As predicted, Gabriel Gomez’s amateurish week is coming back to bite him. NYT reporter Katharine Seelye profiled the race today. First up, the “pond scum” comment presented to a group of tepid Markey supporters:
None of them had heard the “pond scum” comment, but when told of it, said they thought worse of Mr. Gomez.
Exactly. Appropriate, perhaps, when fronting a far-right anonymously funded 2012 attack group on President Obama like Special Operations OPSEC Education Fund Inc. — Gomez’ last political claim to fame. But this is a race for a federal office in Massachusetts, not for senator of the Tea Party.
Next up, Little Boy Who Cried Wolf victimization:
Mr. Gomez … said that Mr. Markey had unfairly compared him to Bin Laden and that he had blamed him for the school shootings; neither Markey ad made such an assertion.
A meme grows in Cohasset: rage, weepy victimization, immaturity … you can fill in your own suggestions in the comments. Reality bites.
marcus-graly says
Then he’s already doing more to remove CO2 from the atmosphere than anything Gomez has proposed would.
bluewatch says
Did you know that he’s a Navy SEAL?
Incidentally, SEALs are all-male.

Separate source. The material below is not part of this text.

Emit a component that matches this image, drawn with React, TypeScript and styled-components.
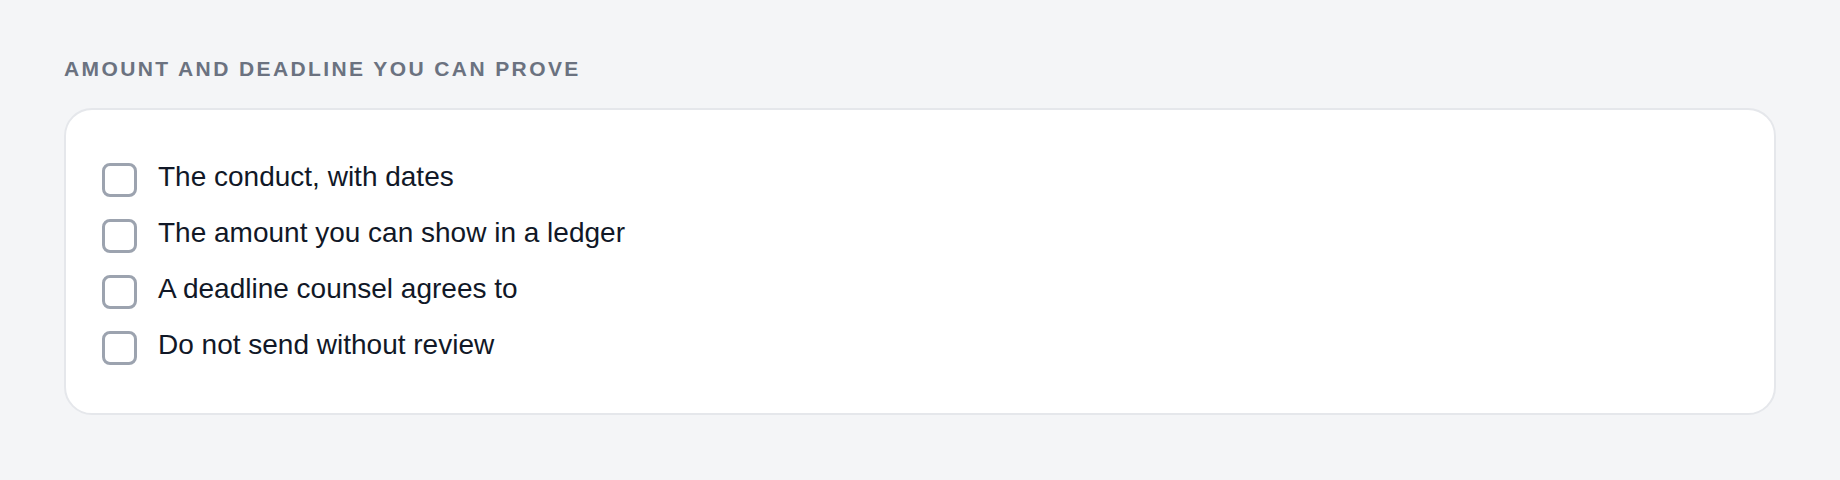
import * as React from 'react';
import styled, { createGlobalStyle } from 'styled-components';

const items = [
  'The conduct, with dates',
  'The amount you can show in a ledger',
  'A deadline counsel agrees to',
  'Do not send without review',
];

const App: React.FC<{}> = () => {
  const [checked, setChecked] = React.useState<boolean[]>(items.map(() => false));

  const toggle = (i: number) =>
    setChecked((prev) => prev.map((v, j) => (j === i ? !v : v)));

  return (
    <>
      <GlobalStyle />
      <Page>
        <SectionTitle>Amount and deadline you can prove</SectionTitle>
        <Card>
          <List>
            {items.map((text, i) => (
              <Row key={text}>
                <Box type="checkbox" checked={checked[i]} onChange={() => toggle(i)} />
                <RowText>{text}</RowText>
              </Row>
            ))}
          </List>
        </Card>
      </Page>
    </>
  );
};

const GlobalStyle = createGlobalStyle`
  html, body {
    margin: 0;
    padding: 0;
    background: #f4f5f7;
  }
  body {
    font-family: "Liberation Sans", Arial, Helvetica, sans-serif;
  }
`;

const Page = styled.div`
  min-height: 480px;
  box-sizing: border-box;
  padding: 57px 64px 40px;
  background: #f4f5f7;
`;

const SectionTitle = styled.h2`
  margin: 0 0 27px;
  font-size: 21px;
  line-height: 24px;
  font-weight: 700;
  letter-spacing: 2.4px;
  text-transform: uppercase;
  color: #6b7280;
`;

const Card = styled.div`
  box-sizing: border-box;
  background: #ffffff;
  border: 2px solid #e5e7eb;
  border-radius: 28px;
  padding: 46px 36px 47px;
`;

const List = styled.div`
  display: flex;
  flex-direction: column;
  gap: 14px;
`;

const Row = styled.label`
  display: flex;
  align-items: flex-start;
  gap: 21px;
  cursor: pointer;
`;

const Box = styled.input`
  appearance: none;
  flex: none;
  box-sizing: border-box;
  width: 35px;
  height: 34px;
  margin: 7px 0 0;
  border: 3px solid #9ca3af;
  border-radius: 8px;
  background: #ffffff;
  cursor: pointer;

  &:checked {
    background: #111827;
    border-color: #111827;
  }
`;

const RowText = styled.span`
  font-size: 28px;
  line-height: 42px;
  color: #111827;
`;

export default App;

Women are not allowed to apply.
Patrick says
How has no one asked Mr. Seal that question?
kbusch says
Raising this question is bound to turn the thin-skinned Mr Gomez ballistic.
matthewjshochat says
I’m sure he’s going to get the Tea Party Seal of Approval, but will ultimately lose this election.
That all but confirmed the obvious that Gomez is a bully.
Laurel says
They also don’t like it that he speaks Spanish — out loud! — during his speeches. His bullying aspects will undoubtedly please some, but he’s pretty offensive to the hard-right xenophobes.
oceandreams says
to help himself. He would have been better off running as a perceived nice guy with an interesting resume if no political experience. Probably his best shot was having people like him and decide it might be time for a change for someone who could be all bipartisany blah blah blah. Maybe I’m an optimist, but I just don’t see how nasty helps when you’re a blank slate, you’re at a significant party-registration disadvantage and the guy you’re running against is not any kind of lightning rod to be disliked.

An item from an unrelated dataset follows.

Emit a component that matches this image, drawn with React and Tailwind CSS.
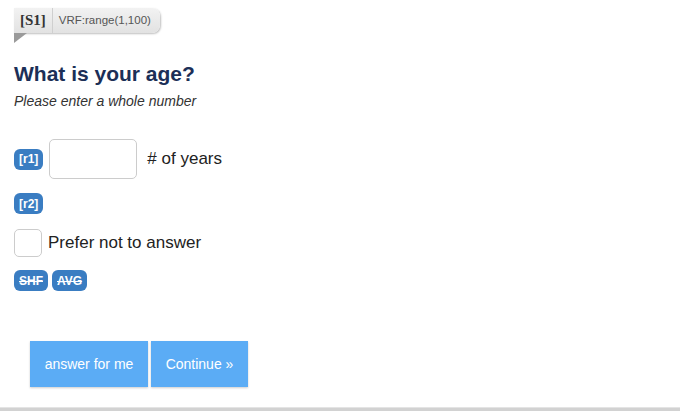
import React from "react";

const Badge = ({ children, strike }) => (
  <span
    className={
      "inline-flex items-center justify-center h-[21px] px-[5px] rounded-[6px] bg-[#3a7dc2] text-white text-[12px] font-bold leading-none " +
      (strike ? "line-through" : "")
    }
  >
    {children}
  </span>
);

export default function App() {
  return (
    <div
      className="relative w-[680px] h-[411px] bg-white overflow-hidden"
      style={{ fontFamily: '"Liberation Sans", Arial, sans-serif' }}
    >
      <div className="flex flex-col pl-[14px] pt-[8px]">
        {/* Tag */}
        <div className="relative self-start">
          <div className="flex items-center h-[25px] w-[146px] rounded-tr-[8px] rounded-br-[8px] bg-gradient-to-b from-[#f2f2f2] to-[#e2e2e2] shadow-[1px_1px_2px_rgba(0,0,0,0.25)]">
            <span
              className="px-[6px] text-[15px] font-bold text-[#333]"
              style={{ fontFamily: '"Liberation Serif", serif' }}
            >
              [S1]
            </span>
            <span className="h-full w-px bg-[#cfcfcf]" />
            <span className="pl-[6px] text-[11.5px] text-[#555]">VRF:range(1,100)</span>
          </div>
          <div className="w-0 h-0 border-t-[10px] border-t-[#9a9a9a] border-r-[13px] border-r-transparent" />
        </div>

        {/* Question */}
        <h1 className="mt-[18px] text-[21px] font-bold text-[#1c2f57] leading-[26px]">
          What is your age?
        </h1>
        <p className="mt-[5px] text-[14px] italic text-[#333] leading-[18px]">
          Please enter a whole number
        </p>

        <div className="mt-[29px] flex items-center gap-[6px]">
          <Badge>[r1]</Badge>
          <div className="w-[88px] h-[40px] border border-[#ccc] rounded-[5px]" />
          <span className="ml-[4px] text-[17px] text-[#222]">
            # of years
          </span>
        </div>

        <div className="mt-[14px] flex">
          <Badge>[r2]</Badge>
        </div>

        <div className="mt-[15px] flex items-center gap-[6px]">
          <div className="w-[28px] h-[28px] border border-[#ccc] rounded-[5px]" />
          <span className="text-[17px] text-[#222]">Prefer not to answer</span>
        </div>

        <div className="mt-[13px] flex gap-[4px]">
          <Badge strike>SHF</Badge>
          <Badge strike>AVG</Badge>
        </div>

        <div className="mt-[50px] ml-[16px] flex gap-[3px]">
          <button className="w-[118px] h-[46px] bg-[#5bacf5] text-white text-[14px] shadow-[0_1px_2px_rgba(0,0,0,0.2)]">
            answer for me
          </button>
          <button className="w-[97px] h-[46px] bg-[#5bacf5] text-white text-[14px] shadow-[0_1px_2px_rgba(0,0,0,0.2)]">
            Continue »
          </button>
        </div>
      </div>

      <div className="absolute left-0 right-0 bottom-0 h-[4px] bg-[#d2d2d2] border-t border-[#e4e4e4]" />
    </div>
  );
}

Markey may not be inspiring the passion that Elizabeth Warren did, but – perhaps I’m biased since he’s my Congressman and I know him – he presents as a decent guy who wants to work for the causes he supports — causes which happen to be backed by a significant majority of the Massachusetts electorate.
kbusch says
It requires the kind of practice at being a politician that Scott Brown had. Mr. Gomez isn’t kidding when he says he isn’t a politician. Politicians, for example, get used real quickly to being criticized by the opposition.
oceandreams says
Because Scott Brown appeared to come out of nowhere, sometimes people forget that he had political experience (and came from a political family). I really don’t get the appeal of “I want this job even though I don’t have any idea what it entails.” Elizabeth Warren may not have held elective office before, but she was working effectively in Washington for years before she ran. Same for Deval Patrick, who had government experience if not as an elected official before running for governor.
Since so many Republicans claim to want to run government more like the private sector, I’m curious how many executives they think would be interested in hiring someone who were interviewing for a high-level position by boasting that they didn’t know anything about the industry or company.
mathelman says
can/should reporters objectively refer to Gabriel Gomez’s responses to run-of-the-mill Markey campaign operations as “temper tantrums?”